It is called "the wave number", which is a lot like the inverse of the "de Broglie wavelength" (though you have to divide k by 2pi before you take its inverse to get that). It is related to momentum measurements (though you have to multiply k by h-bar).
I don't know of any situations where angular momentum is continuous. It seems to me, the expansion you seek refers to the eigenvectors, which are the states of definite angular momentum. Angular momentum has units of action, and quantization of action, in bundles of h-bar, seems like a central postulate of quantum mechanics. So to not have discrete angular momentum eigenvectors, you would need something to prevent the integral around a loop to correspond to an action, like if you had an infinite wall blocking the integral around a loop-- in that case I doubt you'd want to talk about angular momentum eigenvectors at all. The states of definite energy and angular momentum is what you need, it doesn't seem all that important if they are continuous or not, and I can't think of any situation where you'd want to talk about angular momentum where it would not correspond to states of definite discrete values of angular momentum, though someone might correct me. Rather than thinking in terms of the potential, I'd advise thinking in terms of possible outcomes of a measurement. Each of those outcomes must have an eigenstate associated with it, and those are the basis vectors of any expansion you would make over the states of definite angular momentum. When angular momentum doesn't commute with energy, I doubt you'd be able to separate the variables at all, so the whole scheme would break down. You'd need to find quantum numbers of commuting operators.
Since L2 = L2x + L2y + L2z, you can see from the commutation relations that L2 always commutes with Lz, independently from any boundary conditions.
From the above, it seems you are making a false dichotomy. The search for a complete set of quantum numbers involves a set of commuting operators, and if L2 commutes with E, then so does Lz.

Last edited: Jun 25, 2012
4. Jun 25, 2012

### Staff: Mentor

On analogy with ω, the angular [temporal] frequency (which has units of radians per second), a better name for k (which has units of radians per meter) would probably be "angular spatial frequency." But wave number (or wavenumber) is the accepted term.

5. Jun 25, 2012

### HJ Farnsworth

Thanks very much for the responses, they're very helpful.

Ken G, one question:

Ignoring the k stuff, wouldn't the number of energy states (and corresponding solutions to the TISE) be countably infinite, one for each n starting at n=1, and so serve as a countably infinite basis in constructing the solution to the TDSE? If not, could you please briefly explain why?

Again, many thanks.

-HJ Farnworth

6. Jun 25, 2012

### Ken G

It depends on the boundary conditions. You are right for a potential well. But a free particle has uncountably many energy eigenstates (any real frequency, basically). Still, you could put them all in a huge box and just say there's no such thing as a free particle, it wouldn't really change anything because you'd still end up approximating the discrete sums over n with continuous integrals over E. Continuous integrals are just easier to do in a lot of cases, you only want discrete n if there are just a few eigenstates of interest, as in an atom or a square well. There is a kind of hybrid case, between discrete and continuous energies, called a "Rydberg atom," where the n of the valence electron is so large that its energies are nearly continuous.

Last edited: Jun 25, 2012
7. Jun 25, 2012

### HJ Farnsworth

Ken G,

Ah, I see your point. Earlier, when you said that I shouldn't use the subscript since it implies a countably infinite basis, I incorrectly thought you meant that I should deal with just one value for E or k (so a finite basis)- but you were in fact communicating the opposite, namely, that the basis is uncountably infinite since there is an eigenstate for every real number value of E or k.

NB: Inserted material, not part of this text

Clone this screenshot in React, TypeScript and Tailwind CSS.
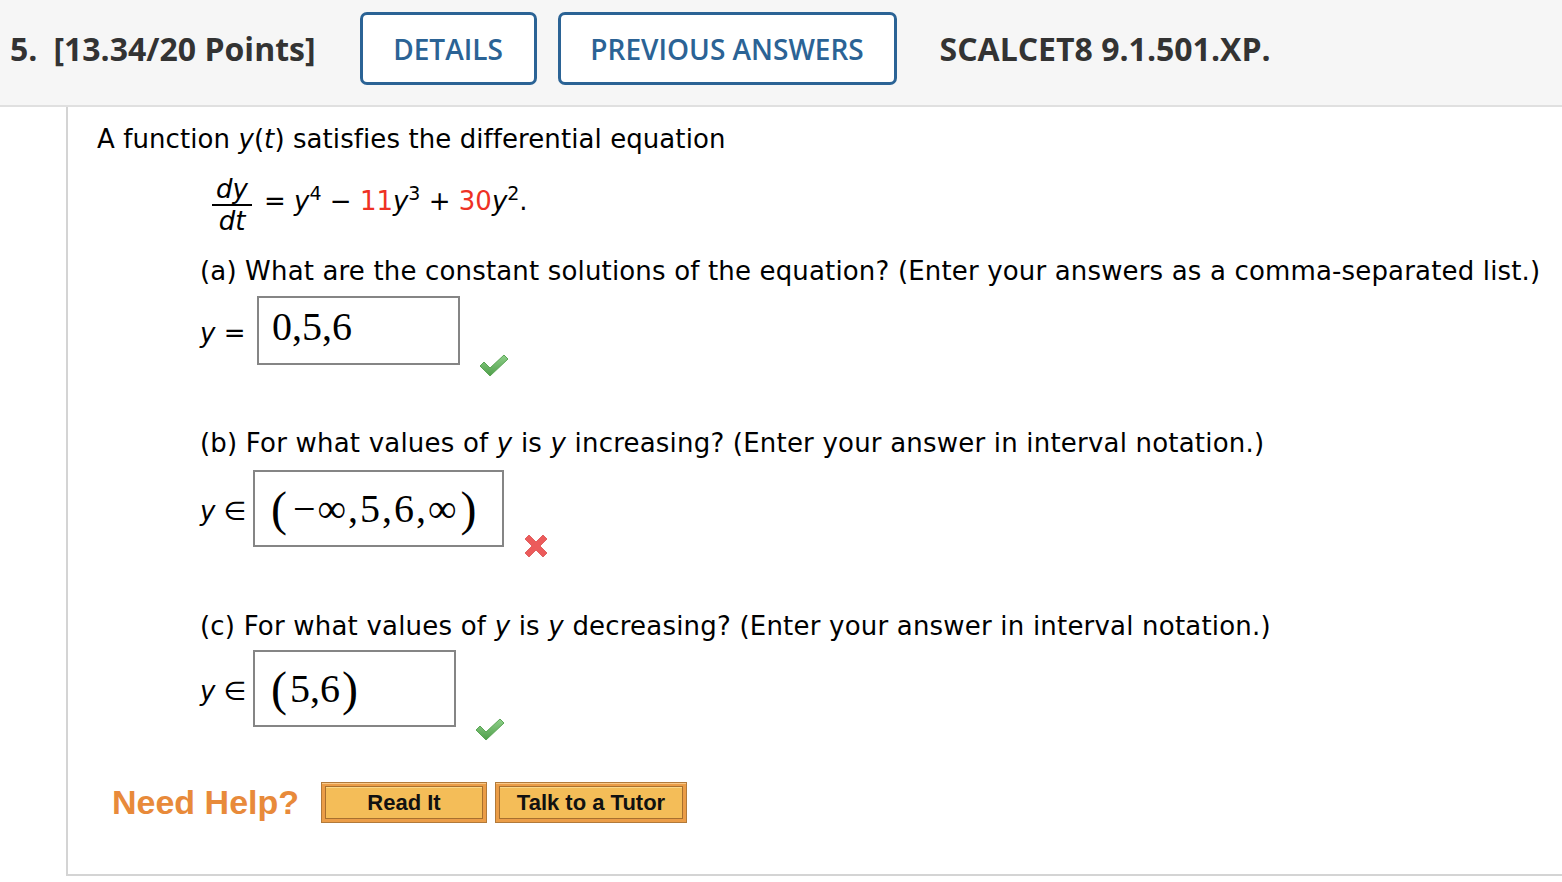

Further, you're saying integrals end up being much more easily calculable and therefore much more useful than infinite or enormously large sums, analogous to how, in introductory E&M, integrals are used to approximate the superposition principle using a charge density in a material rather than adding the contribution from each individual charged particle to form a discrete sum, since there are enough charged particles that are densely packed to make the integral and the sum approximately equal, but only the integral is an actual feasible calculation to perform.

Correct?

Thanks again.

-HJ Farnsworth

8. Jun 25, 2012

### Dickfore

To avoid the problem of uncountably many possible values for k for a free particle, one usually places the particle in a box with side L (very large), and imposes the boundary condition that the value of the wave function, as well as its derivative to be the same on the opposite boundaries.

The possible stationary states are:
$$\psi_n(x) = \frac{1}{\sqrt{L}} \, e^{i \, k_n \, x}, \ k_n = n \, \frac{2 \pi}{L}, n = \ldots, -1, 0, 1, \ldots$$
Thus, the "distance" between k-values for successive states are:
$$\Delta k =\frac{2 \pi}{L}$$
Or, put differently, there are approximately:
$$\Delta N = L \, \frac{\Delta k}{2 \pi}$$
stationary states in the wave vector interval $(k, k + \Delta k)$. As you can see, this number scales with the length of the box. For an infinite box, you would get infinitely many states. It is customary to take the k-interval to be infinitesimal. Then, the number of states is infinitesimal as well:

This generalizes to D dimensions:
$$dN = V_{D} \, \frac{d^{D}k}{(2\pi)^{D}}, \ V_{D} = L^{D}$$

9. Jun 25, 2012

### Ken G

Yes exactly-- we go back and forth between discrete and continuous kinds of sums at will, depending which is easier to do and what is the desired level of precision.

10. Jun 25, 2012

### HJ Farnsworth

Great.

Thanks for the responses again everyone.

Dickfore, I like that way of looking at it - it's different than the one Griffiths uses, and it's easy to see how it relates to the switching between integrals and summations. Just curious, is there a standard introductory text that lays it out in that perspective?

-HJ Farnsworth

11. Jun 26, 2012

### Dickfore

Yes, of course. You may consider any text on Statistical Physics. This kind of calculation is performed when considering blackbody radiation.

Another topic where a similar calculation is performed is in the Free Electron Model in metals. Look, for example, in

C. Kittel, Introduction to Solid State Physics

Chapter 6, Free Electron Fermi Gas
Look for the sections "Energy Levels in One Dimension", and "Free Electron Gas in Three Dimensions".

If you want a more formal approach, where the transition from summation to integration is performed, you may consult

Ashcroft, Mermin, Solid State Physics

A similar calculation is performed in texts on Scattering in Quantum Mechanics, where one needs to find the number of final free states in a unit solid angle around a particular direction in order to calculate the differential cross-section.

12. Jun 26, 2012

### HJ Farnsworth

Excellent, thank you.

-HJ Farnsworth